The binding legal principles established are: (1) Trade marks and other intellectual property rights do not constitute 'capital' within the meaning of Exchange Control Regulation 10(1)(c). 'Capital' in that context means money that can be used to produce further wealth (a financial concept), not all assets with monetary value; (2) The territorial nature of intellectual property rights (being akin to immovables) means they cannot be 'exported' for purposes of reg 10(1)(c); (3) Non-compliance with Exchange Control Regulation 10(1)(c) does not render a transaction void ab initio. Following Voetian principles, things done contrary to law are not ipso jure null if the law is content with imposing penalties; (4) The criminal sanctions in reg 22 and the civil remedies in regs 22A-C (attachment, forfeiture, recovery) are sufficient to achieve the objectives of the Exchange Control Regulations without rendering transactions void; (5) Where a transaction may require Treasury consent under the Regulations, both parties are obliged to seek such consent, which can be granted ex post facto.

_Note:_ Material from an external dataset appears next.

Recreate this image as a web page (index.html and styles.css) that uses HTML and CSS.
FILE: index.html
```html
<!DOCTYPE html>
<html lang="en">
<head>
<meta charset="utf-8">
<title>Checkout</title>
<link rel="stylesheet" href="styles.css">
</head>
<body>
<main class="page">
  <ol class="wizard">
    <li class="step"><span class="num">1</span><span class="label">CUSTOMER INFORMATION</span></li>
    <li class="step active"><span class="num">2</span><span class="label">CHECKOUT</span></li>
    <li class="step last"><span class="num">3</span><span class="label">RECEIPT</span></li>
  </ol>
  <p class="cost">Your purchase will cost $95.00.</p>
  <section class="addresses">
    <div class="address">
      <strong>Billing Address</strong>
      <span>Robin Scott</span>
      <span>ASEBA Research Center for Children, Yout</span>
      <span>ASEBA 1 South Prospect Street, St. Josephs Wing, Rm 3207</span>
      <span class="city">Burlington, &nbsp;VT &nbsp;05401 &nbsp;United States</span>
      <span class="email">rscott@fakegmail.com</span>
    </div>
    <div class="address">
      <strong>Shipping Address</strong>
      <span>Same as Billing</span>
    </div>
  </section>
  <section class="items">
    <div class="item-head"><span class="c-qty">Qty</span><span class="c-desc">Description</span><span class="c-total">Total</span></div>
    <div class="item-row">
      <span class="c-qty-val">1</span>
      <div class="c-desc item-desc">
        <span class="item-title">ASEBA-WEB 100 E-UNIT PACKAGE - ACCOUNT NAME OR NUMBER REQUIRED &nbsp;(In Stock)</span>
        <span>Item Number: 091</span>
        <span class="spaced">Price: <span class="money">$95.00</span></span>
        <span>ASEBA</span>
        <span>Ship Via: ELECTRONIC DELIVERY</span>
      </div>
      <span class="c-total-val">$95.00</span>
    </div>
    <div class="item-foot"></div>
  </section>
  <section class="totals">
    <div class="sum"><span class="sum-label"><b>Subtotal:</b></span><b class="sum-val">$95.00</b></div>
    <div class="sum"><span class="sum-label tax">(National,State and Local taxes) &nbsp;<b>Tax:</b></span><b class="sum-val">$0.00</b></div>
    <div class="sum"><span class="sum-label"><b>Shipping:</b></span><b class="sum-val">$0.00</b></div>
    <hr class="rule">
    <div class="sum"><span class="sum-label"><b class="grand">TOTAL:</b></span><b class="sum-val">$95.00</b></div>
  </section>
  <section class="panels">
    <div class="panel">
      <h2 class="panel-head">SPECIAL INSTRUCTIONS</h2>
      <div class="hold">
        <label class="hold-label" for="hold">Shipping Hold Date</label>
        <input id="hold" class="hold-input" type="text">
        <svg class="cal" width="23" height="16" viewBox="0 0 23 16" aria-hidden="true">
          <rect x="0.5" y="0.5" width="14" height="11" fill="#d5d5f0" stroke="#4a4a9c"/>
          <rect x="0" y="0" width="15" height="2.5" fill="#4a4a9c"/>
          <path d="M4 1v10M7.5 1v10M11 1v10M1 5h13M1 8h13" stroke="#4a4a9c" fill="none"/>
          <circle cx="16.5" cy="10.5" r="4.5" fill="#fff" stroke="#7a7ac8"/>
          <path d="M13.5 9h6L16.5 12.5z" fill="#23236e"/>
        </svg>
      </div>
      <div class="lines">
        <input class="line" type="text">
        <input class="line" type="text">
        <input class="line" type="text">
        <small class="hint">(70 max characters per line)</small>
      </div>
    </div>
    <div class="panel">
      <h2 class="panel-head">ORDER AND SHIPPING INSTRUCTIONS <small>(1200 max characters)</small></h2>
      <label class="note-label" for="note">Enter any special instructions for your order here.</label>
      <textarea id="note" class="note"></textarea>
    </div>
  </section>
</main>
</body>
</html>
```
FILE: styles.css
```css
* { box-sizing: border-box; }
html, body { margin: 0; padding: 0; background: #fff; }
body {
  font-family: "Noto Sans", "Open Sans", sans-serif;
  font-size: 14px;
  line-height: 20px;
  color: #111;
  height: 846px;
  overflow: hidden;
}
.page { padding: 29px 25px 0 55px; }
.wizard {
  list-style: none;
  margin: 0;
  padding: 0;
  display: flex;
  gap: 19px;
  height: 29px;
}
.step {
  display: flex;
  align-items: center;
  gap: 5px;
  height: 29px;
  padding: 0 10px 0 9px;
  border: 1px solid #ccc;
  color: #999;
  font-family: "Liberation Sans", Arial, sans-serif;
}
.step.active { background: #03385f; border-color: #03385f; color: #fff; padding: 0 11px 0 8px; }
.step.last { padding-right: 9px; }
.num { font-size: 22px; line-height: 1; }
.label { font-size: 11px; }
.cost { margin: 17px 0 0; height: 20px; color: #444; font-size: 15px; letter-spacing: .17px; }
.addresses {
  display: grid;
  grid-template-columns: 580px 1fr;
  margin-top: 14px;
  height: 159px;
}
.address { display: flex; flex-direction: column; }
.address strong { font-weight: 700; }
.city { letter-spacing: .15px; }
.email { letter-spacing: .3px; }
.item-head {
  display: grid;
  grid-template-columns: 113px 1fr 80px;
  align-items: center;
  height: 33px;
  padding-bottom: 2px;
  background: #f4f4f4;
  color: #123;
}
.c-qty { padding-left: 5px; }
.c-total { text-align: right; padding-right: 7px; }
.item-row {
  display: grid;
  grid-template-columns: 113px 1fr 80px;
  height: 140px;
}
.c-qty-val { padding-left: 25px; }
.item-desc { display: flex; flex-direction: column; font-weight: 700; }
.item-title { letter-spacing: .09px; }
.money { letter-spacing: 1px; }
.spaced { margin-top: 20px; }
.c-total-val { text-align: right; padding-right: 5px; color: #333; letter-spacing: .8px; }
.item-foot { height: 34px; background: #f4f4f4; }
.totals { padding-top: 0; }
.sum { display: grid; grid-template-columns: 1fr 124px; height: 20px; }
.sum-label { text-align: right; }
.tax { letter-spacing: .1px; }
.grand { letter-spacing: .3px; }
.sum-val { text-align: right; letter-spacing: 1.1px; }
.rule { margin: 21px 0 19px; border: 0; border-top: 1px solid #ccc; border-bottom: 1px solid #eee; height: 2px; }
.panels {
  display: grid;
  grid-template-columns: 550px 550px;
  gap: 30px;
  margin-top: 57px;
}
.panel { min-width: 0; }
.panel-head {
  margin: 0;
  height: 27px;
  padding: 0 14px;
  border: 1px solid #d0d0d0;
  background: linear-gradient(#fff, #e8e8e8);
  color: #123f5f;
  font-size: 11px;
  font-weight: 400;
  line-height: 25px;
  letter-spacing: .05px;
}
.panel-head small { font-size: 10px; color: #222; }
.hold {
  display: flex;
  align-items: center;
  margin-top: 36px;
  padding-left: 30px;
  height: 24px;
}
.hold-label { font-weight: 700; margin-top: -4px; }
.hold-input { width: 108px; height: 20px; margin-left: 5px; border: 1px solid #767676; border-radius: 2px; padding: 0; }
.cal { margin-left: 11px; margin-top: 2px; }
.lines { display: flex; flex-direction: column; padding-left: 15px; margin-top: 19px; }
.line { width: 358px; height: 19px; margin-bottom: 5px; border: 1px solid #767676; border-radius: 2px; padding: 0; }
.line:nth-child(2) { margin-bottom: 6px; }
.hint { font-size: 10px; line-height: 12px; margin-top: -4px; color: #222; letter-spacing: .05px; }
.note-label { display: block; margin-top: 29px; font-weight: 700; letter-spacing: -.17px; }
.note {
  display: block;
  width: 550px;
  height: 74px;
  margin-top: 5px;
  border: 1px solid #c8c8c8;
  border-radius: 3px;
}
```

The transaction is not void at the election of one party simply due to absence of prior consent; (6) Exchange Control Regulations are for the public interest and to protect the fiscus, not to enable private parties to avoid contractual obligations or to protect private interests.

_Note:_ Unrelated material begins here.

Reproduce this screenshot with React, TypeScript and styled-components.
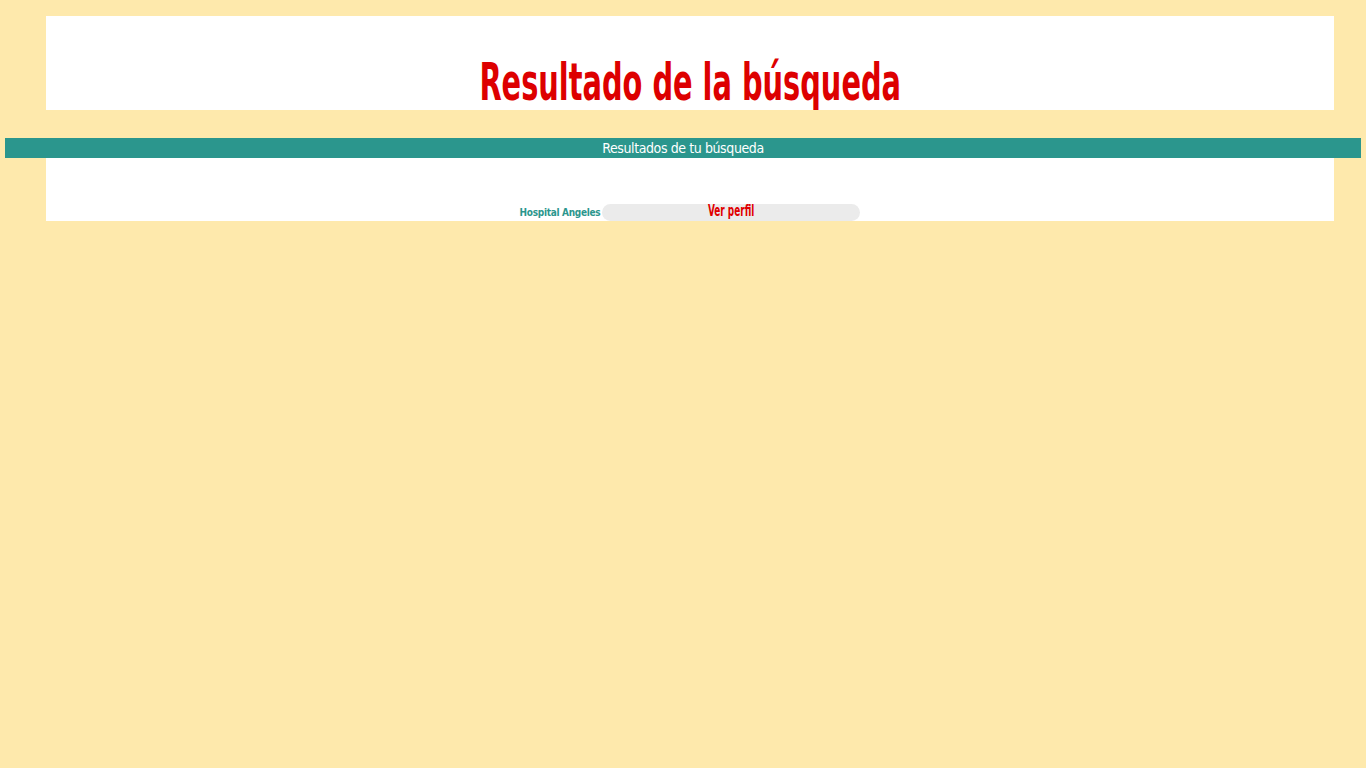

The court made several obiter observations: (1) It is debatable whether all of s 9 of the Currency and Exchanges Act 9 of 1933 would survive constitutional scrutiny, particularly s 9(3) which empowers the head of state to suspend any Act of Parliament by means of regulation; (2) The parties to the 1998 assignment did not intend to contravene the Regulations and it is unlikely any had mens rea for criminal liability, especially where the public was not informed of the requirement (the Exchange Control Manual was only amended two years after Couve to reflect that reg 10(1)(c) applied to intellectual property assignments); (3) The criminalization of contraventions under reg 22 requires mens rea (per S v de Blom 1977 (3) SA 513 (A)), though contravention itself does not require mens rea; (4) The court noted that royalties represent earnings or income, not capital in any sense; (5) A restrictive interpretation is called for for legislation that creates criminal and administrative penalties; (6) Oilwell's underlying cause of action, based on alleged invalidity of the assignment, remained an enrichment action because ownership passed under the abstract theory of transfer (which does not require a valid underlying transaction), and rectification of the register was merely a formal way of accomplishing restitution; (7) The par delictum rule may apply in such circumstances; (8) The court noted the anomalies that would arise if 'capital' meant everything with monetary value (e.g., sales of immovable property to foreign companies, purchases of movables by foreigners would all require consent).
This judgment is significant for several reasons: (1) It definitively establishes that intellectual property rights (trade marks, patents, designs, copyright) are not 'capital' within the meaning of Exchange Control Regulation 10(1)(c) and their assignment to foreign entities does not require prior Treasury consent; (2) It overrules (at least implicitly) the approach in Couve v Reddot International regarding the classification of patents/patent applications as 'capital'; (3) It clarifies that non-compliance with Exchange Control Regulations does not automatically render transactions void ab initio, applying Voetian principles and the common law approach to statutory prohibitions; (4) It establishes that the criminal and administrative sanctions in the Exchange Control Regulations (including attachment, forfeiture and recovery provisions) are sufficient enforcement mechanisms without the need for automatic invalidity; (5) It protects the sanctity of commercial contracts by preventing parties from opportunistically using regulatory non-compliance to escape contractual obligations; (6) It clarifies the procedural position where regulatory consent may be required - parties must seek consent, which can be granted ex post facto, and dilatory pleas may be appropriate pending Treasury determination; (7) It limits the use of Exchange Control Regulations as a defensive tool by unwilling debtors seeking to avoid obligations; (8) It applies a restrictive interpretation to legislation creating criminal penalties, particularly where the public was not informed of requirements; (9) The judgment is important in the context of intellectual property transactions and confirms that such assets are distinct from capital for exchange control purposes.